--- Provided material ---
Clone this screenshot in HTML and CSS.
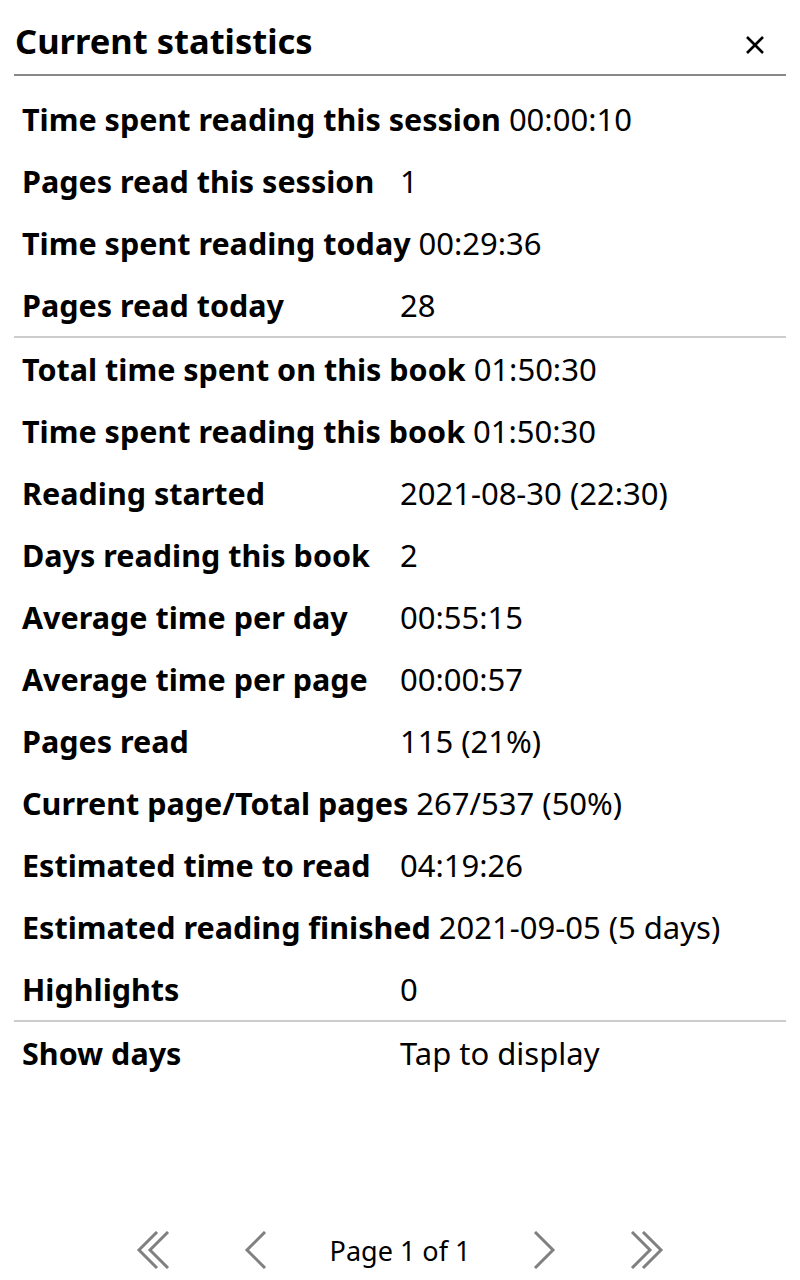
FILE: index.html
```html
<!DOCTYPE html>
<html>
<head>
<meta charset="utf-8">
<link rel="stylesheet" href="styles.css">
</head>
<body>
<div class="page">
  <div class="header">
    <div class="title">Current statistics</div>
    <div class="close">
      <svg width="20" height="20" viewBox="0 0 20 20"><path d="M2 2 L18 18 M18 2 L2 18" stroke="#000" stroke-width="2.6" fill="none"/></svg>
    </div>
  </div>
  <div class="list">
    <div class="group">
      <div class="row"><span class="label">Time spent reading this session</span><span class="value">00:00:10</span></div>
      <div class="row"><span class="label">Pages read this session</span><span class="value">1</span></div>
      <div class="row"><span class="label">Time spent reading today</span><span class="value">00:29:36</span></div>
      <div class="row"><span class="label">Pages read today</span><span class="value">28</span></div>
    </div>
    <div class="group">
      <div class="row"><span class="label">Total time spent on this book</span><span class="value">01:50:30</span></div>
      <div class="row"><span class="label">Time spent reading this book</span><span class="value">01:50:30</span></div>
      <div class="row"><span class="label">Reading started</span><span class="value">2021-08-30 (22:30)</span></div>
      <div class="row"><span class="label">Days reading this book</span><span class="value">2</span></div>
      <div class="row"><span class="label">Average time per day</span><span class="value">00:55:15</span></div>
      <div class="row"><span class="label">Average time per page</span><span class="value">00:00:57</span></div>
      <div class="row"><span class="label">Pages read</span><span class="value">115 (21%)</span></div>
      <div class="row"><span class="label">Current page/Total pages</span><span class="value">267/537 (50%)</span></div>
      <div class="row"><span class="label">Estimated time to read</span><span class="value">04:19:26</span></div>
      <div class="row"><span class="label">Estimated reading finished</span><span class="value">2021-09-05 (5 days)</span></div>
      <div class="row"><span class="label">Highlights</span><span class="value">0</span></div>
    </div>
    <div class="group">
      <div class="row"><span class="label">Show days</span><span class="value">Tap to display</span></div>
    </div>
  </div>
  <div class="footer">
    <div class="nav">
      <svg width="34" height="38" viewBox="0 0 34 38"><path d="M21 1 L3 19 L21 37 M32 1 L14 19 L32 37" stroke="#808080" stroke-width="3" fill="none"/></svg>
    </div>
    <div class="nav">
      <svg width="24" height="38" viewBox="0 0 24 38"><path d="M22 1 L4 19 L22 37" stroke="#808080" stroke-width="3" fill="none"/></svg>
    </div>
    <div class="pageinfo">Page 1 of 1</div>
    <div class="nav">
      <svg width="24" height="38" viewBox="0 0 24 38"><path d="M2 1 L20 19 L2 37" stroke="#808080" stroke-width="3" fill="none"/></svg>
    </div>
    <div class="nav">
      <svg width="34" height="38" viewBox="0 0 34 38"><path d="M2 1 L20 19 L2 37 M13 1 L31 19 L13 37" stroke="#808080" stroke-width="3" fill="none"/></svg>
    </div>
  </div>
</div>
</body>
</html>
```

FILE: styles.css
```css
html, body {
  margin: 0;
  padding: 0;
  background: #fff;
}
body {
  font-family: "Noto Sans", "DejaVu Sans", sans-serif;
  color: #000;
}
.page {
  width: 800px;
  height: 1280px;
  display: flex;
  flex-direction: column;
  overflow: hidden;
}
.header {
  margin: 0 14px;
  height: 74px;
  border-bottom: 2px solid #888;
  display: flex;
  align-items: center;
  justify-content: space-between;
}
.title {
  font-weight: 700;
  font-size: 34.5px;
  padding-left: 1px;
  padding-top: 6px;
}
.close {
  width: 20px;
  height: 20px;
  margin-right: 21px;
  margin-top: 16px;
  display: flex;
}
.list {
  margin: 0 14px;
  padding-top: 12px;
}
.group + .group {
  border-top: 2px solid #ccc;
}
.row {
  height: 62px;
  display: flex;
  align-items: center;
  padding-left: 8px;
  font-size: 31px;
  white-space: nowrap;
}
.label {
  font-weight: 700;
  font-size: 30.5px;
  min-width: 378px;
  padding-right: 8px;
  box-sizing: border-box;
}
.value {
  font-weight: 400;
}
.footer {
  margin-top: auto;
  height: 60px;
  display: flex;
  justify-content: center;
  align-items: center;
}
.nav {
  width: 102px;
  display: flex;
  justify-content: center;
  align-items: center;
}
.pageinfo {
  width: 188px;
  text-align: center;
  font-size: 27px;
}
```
---
Repeat the data in full and exactly. Omit pictures.

Clone this screenshot in HTML and CSS.
FILE: index.html
```html
<!DOCTYPE html>
<html>
<head>
<meta charset="utf-8">
<link rel="stylesheet" href="styles.css">
</head>
<body>
<div class="page">
  <div class="header">
    <div class="title">Current statistics</div>
    <div class="close">
      <svg width="20" height="20" viewBox="0 0 20 20"><path d="M2 2 L18 18 M18 2 L2 18" stroke="#000" stroke-width="2.6" fill="none"/></svg>
    </div>
  </div>
  <div class="list">
    <div class="group">
      <div class="row"><span class="label">Time spent reading this session</span><span class="value">00:00:10</span></div>
      <div class="row"><span class="label">Pages read this session</span><span class="value">1</span></div>
      <div class="row"><span class="label">Time spent reading today</span><span class="value">00:29:36</span></div>
      <div class="row"><span class="label">Pages read today</span><span class="value">28</span></div>
    </div>
    <div class="group">
      <div class="row"><span class="label">Total time spent on this book</span><span class="value">01:50:30</span></div>
      <div class="row"><span class="label">Time spent reading this book</span><span class="value">01:50:30</span></div>
      <div class="row"><span class="label">Reading started</span><span class="value">2021-08-30 (22:30)</span></div>
      <div class="row"><span class="label">Days reading this book</span><span class="value">2</span></div>
      <div class="row"><span class="label">Average time per day</span><span class="value">00:55:15</span></div>
      <div class="row"><span class="label">Average time per page</span><span class="value">00:00:57</span></div>
      <div class="row"><span class="label">Pages read</span><span class="value">115 (21%)</span></div>
      <div class="row"><span class="label">Current page/Total pages</span><span class="value">267/537 (50%)</span></div>
      <div class="row"><span class="label">Estimated time to read</span><span class="value">04:19:26</span></div>
      <div class="row"><span class="label">Estimated reading finished</span><span class="value">2021-09-05 (5 days)</span></div>
      <div class="row"><span class="label">Highlights</span><span class="value">0</span></div>
    </div>
    <div class="group">
      <div class="row"><span class="label">Show days</span><span class="value">Tap to display</span></div>
    </div>
  </div>
  <div class="footer">
    <div class="nav">
      <svg width="34" height="38" viewBox="0 0 34 38"><path d="M21 1 L3 19 L21 37 M32 1 L14 19 L32 37" stroke="#808080" stroke-width="3" fill="none"/></svg>
    </div>
    <div class="nav">
      <svg width="24" height="38" viewBox="0 0 24 38"><path d="M22 1 L4 19 L22 37" stroke="#808080" stroke-width="3" fill="none"/></svg>
    </div>
    <div class="pageinfo">Page 1 of 1</div>
    <div class="nav">
      <svg width="24" height="38" viewBox="0 0 24 38"><path d="M2 1 L20 19 L2 37" stroke="#808080" stroke-width="3" fill="none"/></svg>
    </div>
    <div class="nav">
      <svg width="34" height="38" viewBox="0 0 34 38"><path d="M2 1 L20 19 L2 37 M13 1 L31 19 L13 37" stroke="#808080" stroke-width="3" fill="none"/></svg>
    </div>
  </div>
</div>
</body>
</html>
```

FILE: styles.css
```css
html, body {
  margin: 0;
  padding: 0;
  background: #fff;
}
body {
  font-family: "Noto Sans", "DejaVu Sans", sans-serif;
  color: #000;
}
.page {
  width: 800px;
  height: 1280px;
  display: flex;
  flex-direction: column;
  overflow: hidden;
}
.header {
  margin: 0 14px;
  height: 74px;
  border-bottom: 2px solid #888;
  display: flex;
  align-items: center;
  justify-content: space-between;
}
.title {
  font-weight: 700;
  font-size: 34.5px;
  padding-left: 1px;
  padding-top: 6px;
}
.close {
  width: 20px;
  height: 20px;
  margin-right: 21px;
  margin-top: 16px;
  display: flex;
}
.list {
  margin: 0 14px;
  padding-top: 12px;
}
.group + .group {
  border-top: 2px solid #ccc;
}
.row {
  height: 62px;
  display: flex;
  align-items: center;
  padding-left: 8px;
  font-size: 31px;
  white-space: nowrap;
}
.label {
  font-weight: 700;
  font-size: 30.5px;
  min-width: 378px;
  padding-right: 8px;
  box-sizing: border-box;
}
.value {
  font-weight: 400;
}
.footer {
  margin-top: auto;
  height: 60px;
  display: flex;
  justify-content: center;
  align-items: center;
}
.nav {
  width: 102px;
  display: flex;
  justify-content: center;
  align-items: center;
}
.pageinfo {
  width: 188px;
  text-align: center;
  font-size: 27px;
}
```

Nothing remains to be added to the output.